AIM — Count the lines below that contain the word "Tailwind", and reply with that number alone.

--- --- ---

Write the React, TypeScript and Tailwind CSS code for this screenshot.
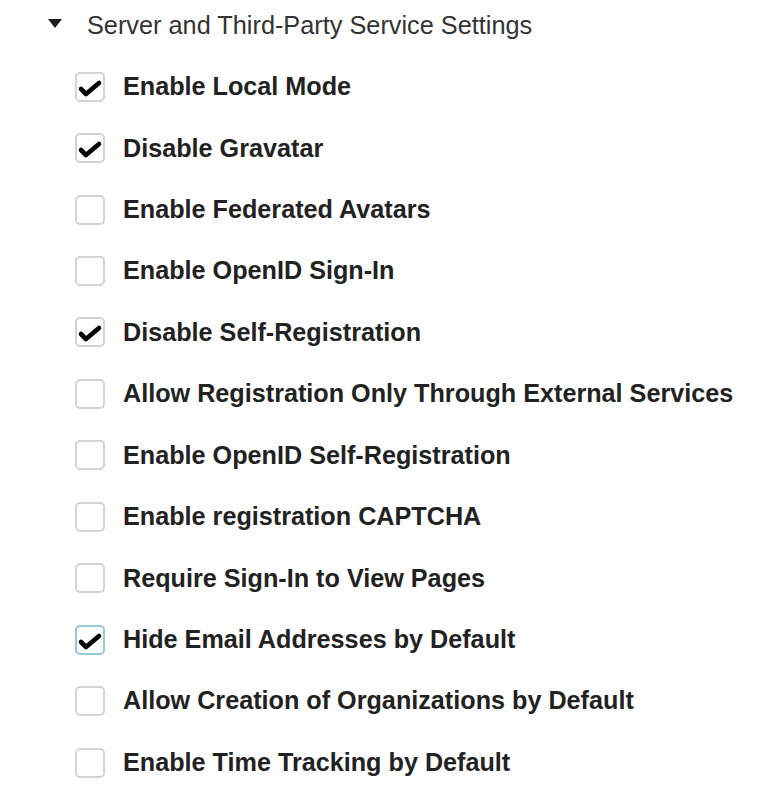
const settings: { label: string; checked: boolean; focus?: boolean }[] = [
  { label: 'Enable Local Mode', checked: true },
  { label: 'Disable Gravatar', checked: true },
  { label: 'Enable Federated Avatars', checked: false },
  { label: 'Enable OpenID Sign-In', checked: false },
  { label: 'Disable Self-Registration', checked: true },
  { label: 'Allow Registration Only Through External Services', checked: false },
  { label: 'Enable OpenID Self-Registration', checked: false },
  { label: 'Enable registration CAPTCHA', checked: false },
  { label: 'Require Sign-In to View Pages', checked: false },
  { label: 'Hide Email Addresses by Default', checked: true, focus: true },
  { label: 'Allow Creation of Organizations by Default', checked: false },
  { label: 'Enable Time Tracking by Default', checked: false },
];

function Checkbox({ checked, focus }: { checked: boolean; focus?: boolean }) {
  return (
    <div
      className={`w-[30px] h-[30px] shrink-0 rounded-[5px] border-2 bg-white ${
        focus ? 'border-[#96c8dc]' : 'border-[#d4d4d5]'
      }`}
    >
      {checked && (
        <svg width="26" height="26" viewBox="0 0 26 26" className="block">
          <path d="M4 15 L9 20 L22 9" fill="none" stroke="#000" strokeWidth="4.6" strokeLinecap="round" strokeLinejoin="round" />
        </svg>
      )}
    </div>
  );
}

export default function App() {
  return (
    <div className="w-[768px] h-[795px] bg-white text-[#333] font-['Liberation_Sans',Arial,sans-serif] overflow-hidden">
      <div className="h-[52px] flex items-center pl-[48px]">
        <svg width="14" height="9" viewBox="0 0 14 9" className="shrink-0 -mt-[5px]">
          <path d="M0 0 H14 L7 9 Z" fill="#1b1c1d" />
        </svg>
        <span className="ml-[25px] text-[25.3px] leading-none">Server and Third-Party Service Settings</span>
      </div>
      <div className="pt-[4px] pl-[75px]">
        {settings.map((s) => (
          <div key={s.label} className="h-[61.45px] flex items-center gap-[18px]">
            <Checkbox checked={s.checked} focus={s.focus} />
            <span className="text-[25.2px] font-bold leading-none text-[#222]">{s.label}</span>
          </div>
        ))}
      </div>
    </div>
  );
}
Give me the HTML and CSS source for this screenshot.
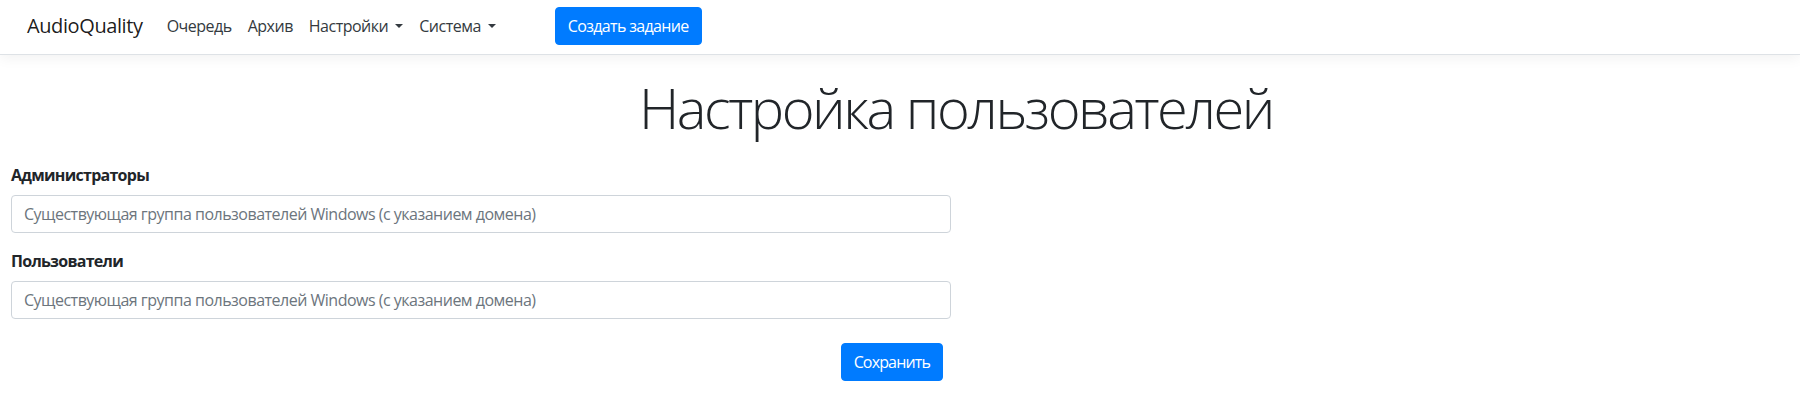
FILE: index.html
```html
<!DOCTYPE html>
<html lang="ru">
<head>
<meta charset="utf-8">
<title>Настройка пользователей - AudioQuality</title>
<link rel="stylesheet" href="styles.css">
</head>
<body>
<nav class="navbar">
  <a class="brand" href="#">AudioQuality</a>
  <ul class="nav">
    <li><a class="nav-link" href="#">Очередь</a></li>
    <li><a class="nav-link" href="#">Архив</a></li>
    <li><a class="nav-link dropdown-toggle" href="#">Настройки</a></li>
    <li><a class="nav-link dropdown-toggle" href="#">Система</a></li>
  </ul>
  <button class="btn btn-primary nav-btn" type="button">Создать задание</button>
</nav>
<main class="main">
  <h1 class="display-title">Настройка пользователей</h1>
  <form class="settings-form">
    <div class="form-group">
      <label class="form-label" for="admins">Администраторы</label>
      <input class="form-control" id="admins" type="text" placeholder="Существующая группа пользователей Windows (с указанием домена)">
    </div>
    <div class="form-group">
      <label class="form-label" for="users">Пользователи</label>
      <input class="form-control" id="users" type="text" placeholder="Существующая группа пользователей Windows (с указанием домена)">
    </div>
    <div class="form-actions">
      <button class="btn btn-primary btn-save" type="submit">Сохранить</button>
    </div>
  </form>
</main>
</body>
</html>
```
FILE: styles.css
```css
* { box-sizing: border-box; }

html, body {
  margin: 0;
  padding: 0;
  background: #fff;
}

body {
  font-family: "Open Sans", "Noto Sans", "Liberation Sans", sans-serif;
  font-size: 16px;
  line-height: 24px;
  color: #212529;
}

.navbar {
  display: flex;
  align-items: center;
  height: 55px;
  padding: 0 16px 2px 27px;
  background: #fff;
  border-bottom: 1px solid #dee2e6;
  box-shadow: 0 4px 12px rgba(0, 0, 0, 0.05);
}

.brand {
  font-size: 20px;
  line-height: 30px;
  color: rgba(0, 0, 0, 0.9);
  text-decoration: none;
  margin-right: 16px;
  letter-spacing: -0.4px;
}

.nav {
  display: flex;
  list-style: none;
  margin: 0;
  padding: 0;
}

.nav-link {
  display: block;
  padding: 8px;
  color: #343a40;
  text-decoration: none;
  letter-spacing: -0.5px;
}

.dropdown-toggle::after {
  content: "";
  display: inline-block;
  margin-left: 7px;
  vertical-align: 4px;
  border-top: 4.8px solid;
  border-right: 4.8px solid transparent;
  border-left: 4.8px solid transparent;
}

.btn {
  display: inline-block;
  font-family: inherit;
  font-size: 16px;
  line-height: 24px;
  padding: 6px 12px;
  border: 1px solid transparent;
  border-radius: 4px;
  cursor: pointer;
  letter-spacing: -0.5px;
}

.btn-primary {
  color: #fff;
  background: #007bff;
  border-color: #007bff;
}

.nav-btn {
  margin-left: 51px;
  letter-spacing: -0.65px;
}

.btn-save {
  letter-spacing: -0.85px;
}

.main {
  padding: 0 0 0 11px;
}

.display-title {
  margin: 19px 0 22px;
  padding-left: 101px;
  text-align: center;
  font-size: 56px;
  font-weight: 300;
  line-height: 1.2;
  letter-spacing: -2.45px;
  color: #212529;
}

.settings-form {
  width: 940px;
}

.form-group {
  margin-bottom: 16px;
}

.form-label {
  display: block;
  margin-bottom: 8px;
  font-weight: 700;
  letter-spacing: -0.72px;
}

.form-control {
  display: block;
  width: 100%;
  height: 38px;
  padding: 6px 12px;
  font-family: inherit;
  font-size: 16px;
  line-height: 24px;
  color: #495057;
  background: #fff;
  border: 1px solid #ced4da;
  border-radius: 4px;
  letter-spacing: -0.5px;
}

.form-control::placeholder {
  color: #6c757d;
  opacity: 1;
}

.form-actions {
  display: flex;
  justify-content: flex-end;
  padding-right: 8px;
  margin-top: 24px;
}
```
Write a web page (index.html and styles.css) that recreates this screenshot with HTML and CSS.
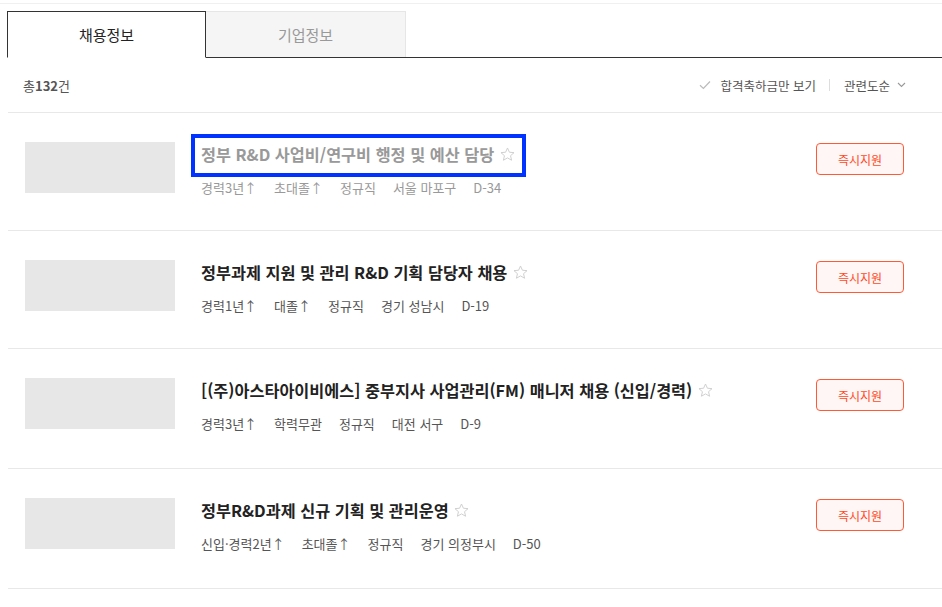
FILE: index.html
```html
<!DOCTYPE html>
<html lang="ko">
<head>
    <meta charset="UTF-8">
    <meta name="viewport" content="width=device-width, initial-scale=1.0">
    <title>채용정보</title>
    <link rel="stylesheet" href="styles.css">
</head>
<body>
    <div class="page">
        <div class="tabs">
            <div class="tab active">채용정보</div>
            <div class="tab">기업정보</div>
        </div>

        <div class="summary">
            <p class="count">총<b>132</b>건</p>
            <div class="options">
                <span class="filter">
                    <svg width="12" height="10" viewBox="0 0 12 10"><path d="M1 5.2l3.4 3.3L11 1.5" fill="none" stroke="#bbb" stroke-width="1.2"/></svg>
                    합격축하금만 보기
                </span>
                <span class="divider"></span>
                <span class="sort">
                    관련도순
                    <svg width="9" height="6" viewBox="0 0 9 6"><path d="M1 1l3.5 3.5L8 1" fill="none" stroke="#999" stroke-width="1.1"/></svg>
                </span>
            </div>
        </div>

        <ul class="jobs">
            <li class="job visited">
                <div class="thumb"></div>
                <div class="info">
                    <p class="title"><a class="focused" href="#">정부 R&amp;D 사업비/연구비 행정 및 예산 담당 <span class="star"><svg width="17" height="17" viewBox="0 0 24 24"><path d="M12 2.8l2.7 6 6.5.6-4.9 4.3 1.5 6.4L12 16.8l-5.8 3.3 1.5-6.4-4.9-4.3 6.5-.6z" fill="none" stroke="#ccc" stroke-width="1.3" stroke-linejoin="round"/></svg></span></a></p>
                    <p class="meta"><span>경력3년↑</span><span>초대졸↑</span><span>정규직</span><span>서울 마포구</span><span>D-34</span></p>
                </div>
                <button class="apply">즉시지원</button>
            </li>
            <li class="job">
                <div class="thumb"></div>
                <div class="info">
                    <p class="title"><a href="#">정부과제 지원 및 관리 R&amp;D 기획 담당자 채용 <span class="star"><svg width="17" height="17" viewBox="0 0 24 24"><path d="M12 2.8l2.7 6 6.5.6-4.9 4.3 1.5 6.4L12 16.8l-5.8 3.3 1.5-6.4-4.9-4.3 6.5-.6z" fill="none" stroke="#ccc" stroke-width="1.3" stroke-linejoin="round"/></svg></span></a></p>
                    <p class="meta"><span>경력1년↑</span><span>대졸↑</span><span>정규직</span><span>경기 성남시</span><span>D-19</span></p>
                </div>
                <button class="apply">즉시지원</button>
            </li>
            <li class="job">
                <div class="thumb"></div>
                <div class="info">
                    <p class="title"><a href="#">[(주)아스타아이비에스] 중부지사 사업관리(FM) 매니저 채용 (신입/경력) <span class="star"><svg width="17" height="17" viewBox="0 0 24 24"><path d="M12 2.8l2.7 6 6.5.6-4.9 4.3 1.5 6.4L12 16.8l-5.8 3.3 1.5-6.4-4.9-4.3 6.5-.6z" fill="none" stroke="#ccc" stroke-width="1.3" stroke-linejoin="round"/></svg></span></a></p>
                    <p class="meta"><span>경력3년↑</span><span>학력무관</span><span>정규직</span><span>대전 서구</span><span>D-9</span></p>
                </div>
                <button class="apply">즉시지원</button>
            </li>
            <li class="job">
                <div class="thumb"></div>
                <div class="info">
                    <p class="title"><a href="#">정부R&amp;D과제 신규 기획 및 관리운영 <span class="star"><svg width="17" height="17" viewBox="0 0 24 24"><path d="M12 2.8l2.7 6 6.5.6-4.9 4.3 1.5 6.4L12 16.8l-5.8 3.3 1.5-6.4-4.9-4.3 6.5-.6z" fill="none" stroke="#ccc" stroke-width="1.3" stroke-linejoin="round"/></svg></span></a></p>
                    <p class="meta"><span>신입·경력2년↑</span><span>초대졸↑</span><span>정규직</span><span>경기 의정부시</span><span>D-50</span></p>
                </div>
                <button class="apply">즉시지원</button>
            </li>
        </ul>
    </div>
</body>
</html>
```

FILE: styles.css
```css
body {
    font-family: "Noto Sans CJK KR", "Noto Sans", sans-serif;
    margin: 0;
    padding-top: 3px;
    background-color: #fff;
    color: #222;
}
.page {
    border-top: 1px solid #f0f0f0;
    padding: 7px 0 0 8px;
}
.tabs {
    display: flex;
    margin-left: -1px;
    border-bottom: 1px solid #333;
}
.tab {
    width: 199px;
    height: 45px;
    line-height: 45px;
    text-align: center;
    font-size: 15px;
    color: #999;
    background-color: #f5f5f5;
    border-top: 1px solid #e6e6e6;
    border-right: 1px solid #e6e6e6;
    box-sizing: content-box;
}
.tab.active {
    color: #222;
    background-color: #fff;
    border: 1px solid #333;
    border-bottom: 1px solid #fff;
    margin-bottom: -1px;
    width: 197px;
}
.summary {
    display: flex;
    justify-content: space-between;
    align-items: center;
    height: 54px;
    padding: 0 36px 0 15px;
    border-bottom: 1px solid #e8e8e8;
}
.count {
    margin: 0;
    font-size: 13px;
    color: #555;
}
.count b {
    font-weight: 700;
}
.options {
    display: flex;
    align-items: center;
    font-size: 12.5px;
    color: #555;
}
.filter, .sort {
    display: flex;
    align-items: center;
    gap: 7px;
}
.filter {
    gap: 9px;
}
.divider {
    width: 1px;
    height: 12px;
    background-color: #ddd;
    margin: 0 14px 0 13px;
}
.jobs {
    list-style: none;
    margin: 0;
    padding: 0;
}
.job {
    display: flex;
    align-items: flex-start;
    height: 88px;
    padding: 29px 38px 0 17px;
    border-bottom: 1px solid #e8e8e8;
}
.job:nth-child(n+3) {
    height: 90px;
}
.thumb {
    width: 150px;
    height: 51px;
    background-color: #e7e7e7;
    flex-shrink: 0;
    margin-right: 26px;
}
.info {
    flex: 1;
}
.title {
    margin: 0;
    font-size: 16.3px;
    font-weight: 700;
    line-height: 24px;
}
.title a {
    color: #222;
    text-decoration: none;
}
.title a.focused {
    display: inline-block;
    padding: 4px 6px 5px 6px;
    margin: -4px -6px -5px -6px;
    outline: 4px solid #0033ff;
}
.star {
    display: inline-block;
    vertical-align: -2px;
}
.meta {
    margin: 10px 0 0;
    font-size: 13px;
    line-height: 20px;
    color: #555;
    display: flex;
    gap: 17px;
}
.visited .title a,
.visited .meta {
    color: #999;
}
.apply {
    width: 88px;
    height: 32px;
    margin-top: 1px;
    flex-shrink: 0;
    background-color: #fff6f5;
    border: 1px solid #ff5a36;
    border-radius: 4px;
    color: #ff4a26;
    font-family: inherit;
    font-size: 12px;
    cursor: pointer;
}
```
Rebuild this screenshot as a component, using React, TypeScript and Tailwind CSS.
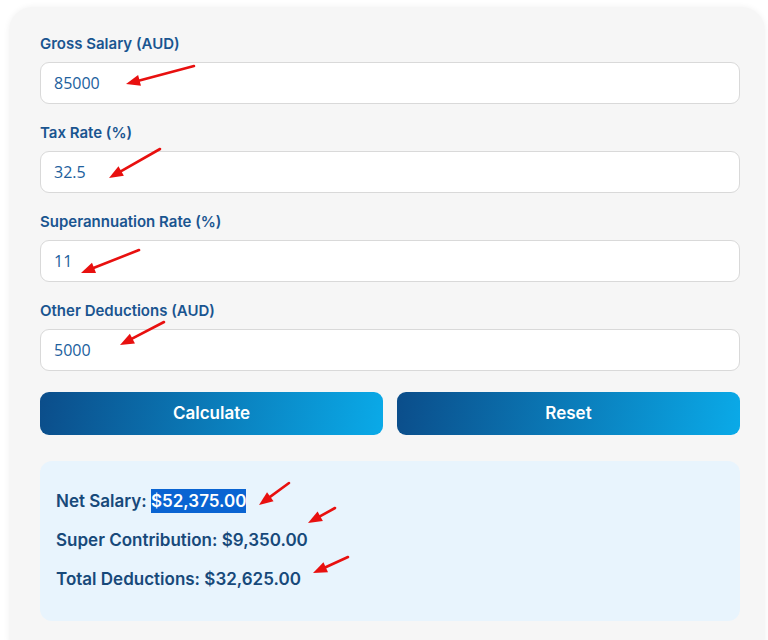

--- --- ---

EXPECTED ANSWER — 2